The nonprofit, non-partisan Citizens Research Council of Michigan argues for changing a 1961 Michigan law that allows judges to force communities to pay court judgments through special tax assessments.
The assessments often push a community's tax levy above its constitutional limit, resulting in an extra monetary burden on already stressed taxpayers. Lawmakers need to correct this problem.
"We (taxpayers) shouldn't have to pay more taxes because of judicial decisions," says Eric W. Lupher, president of the CRC. "Judges work under the same constitution we do."
Lupher says this has been an ongoing issue for his organization over the past few decades but recent developments in Inkster and Wayne County are again spotlighting the unfair and costly practice.

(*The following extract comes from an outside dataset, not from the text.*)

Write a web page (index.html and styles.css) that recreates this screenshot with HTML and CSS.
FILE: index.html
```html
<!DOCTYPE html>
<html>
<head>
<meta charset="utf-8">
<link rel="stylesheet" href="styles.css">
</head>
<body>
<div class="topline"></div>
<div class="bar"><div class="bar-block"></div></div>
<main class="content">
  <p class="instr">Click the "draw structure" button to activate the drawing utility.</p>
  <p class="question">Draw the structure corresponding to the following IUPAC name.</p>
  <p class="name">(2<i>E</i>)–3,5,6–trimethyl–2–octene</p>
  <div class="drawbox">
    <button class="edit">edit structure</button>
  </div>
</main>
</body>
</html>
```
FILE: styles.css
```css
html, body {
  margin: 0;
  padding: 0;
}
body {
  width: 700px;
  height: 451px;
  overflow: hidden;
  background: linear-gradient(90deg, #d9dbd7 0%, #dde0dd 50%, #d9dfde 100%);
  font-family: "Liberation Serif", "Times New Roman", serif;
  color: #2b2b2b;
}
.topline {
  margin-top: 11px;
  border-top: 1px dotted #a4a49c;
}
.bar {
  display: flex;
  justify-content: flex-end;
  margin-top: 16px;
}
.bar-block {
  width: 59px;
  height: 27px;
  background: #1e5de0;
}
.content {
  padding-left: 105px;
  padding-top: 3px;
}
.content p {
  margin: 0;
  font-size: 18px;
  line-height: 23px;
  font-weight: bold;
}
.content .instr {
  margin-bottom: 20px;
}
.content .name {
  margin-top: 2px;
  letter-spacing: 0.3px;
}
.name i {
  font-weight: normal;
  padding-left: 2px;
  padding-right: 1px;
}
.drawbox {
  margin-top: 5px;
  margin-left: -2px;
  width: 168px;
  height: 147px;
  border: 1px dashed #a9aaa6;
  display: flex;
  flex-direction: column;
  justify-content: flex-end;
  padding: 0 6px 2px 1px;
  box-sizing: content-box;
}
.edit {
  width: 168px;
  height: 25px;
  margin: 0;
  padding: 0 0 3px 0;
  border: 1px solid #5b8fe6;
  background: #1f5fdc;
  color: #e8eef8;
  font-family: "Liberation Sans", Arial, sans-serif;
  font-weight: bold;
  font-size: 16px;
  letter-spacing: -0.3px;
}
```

Inkster will levy an extra 6.45 mills this summer to pay for settlements involving police abuse. Similarly, cash-strapped Wayne County will assess a new tax to fund a court-ordered $49 million payment into a county retirement fund. In each case, the levies create a tax rate higher than the statutory and voter-approved millage limits.
Judges have been using the almost 55-year-old law to justify the assessment and are ignoring more recent law changes, such as the Headlee Amendment, which imposes restrictions on a governmental unit's taxing powers.
Lupher says a much more equitable and constitutional system would be to amend the 1961 law and allow judges to garnish funds from what a municipality collects to pay a court judgment. The governmental unit would be forced to operate on what is left. Lupher concedes it could make for tight fiscal budgets, but it would leave taxing power in the hands of the people, who could approve a levy if they choose.
Under the CRC's proposal, if the settlement was too high to allow a governmental unit to operate after the garnishment, it would be allowed to issue bonds to pay the judgment as long as there is debt service capacity. But the local government would need to get voter approval.
The CRC's proposal is much more democratic than the existing system. It would instill accountability in local officials, who would be required to finance government operations with existing revenue sources.
Also, requiring judgments to be within tax limits would turn the statute from what could be interpreted as a law that grants the judiciary independent taxing authority to legislation merely granting the judiciary power to garnish some property taxes.
Legislators need to fix this troublesome statute. But even before that, they should ask the attorney general for an official opinion on whether courts have the power to exceed taxing limits in imposing judgments against local governments.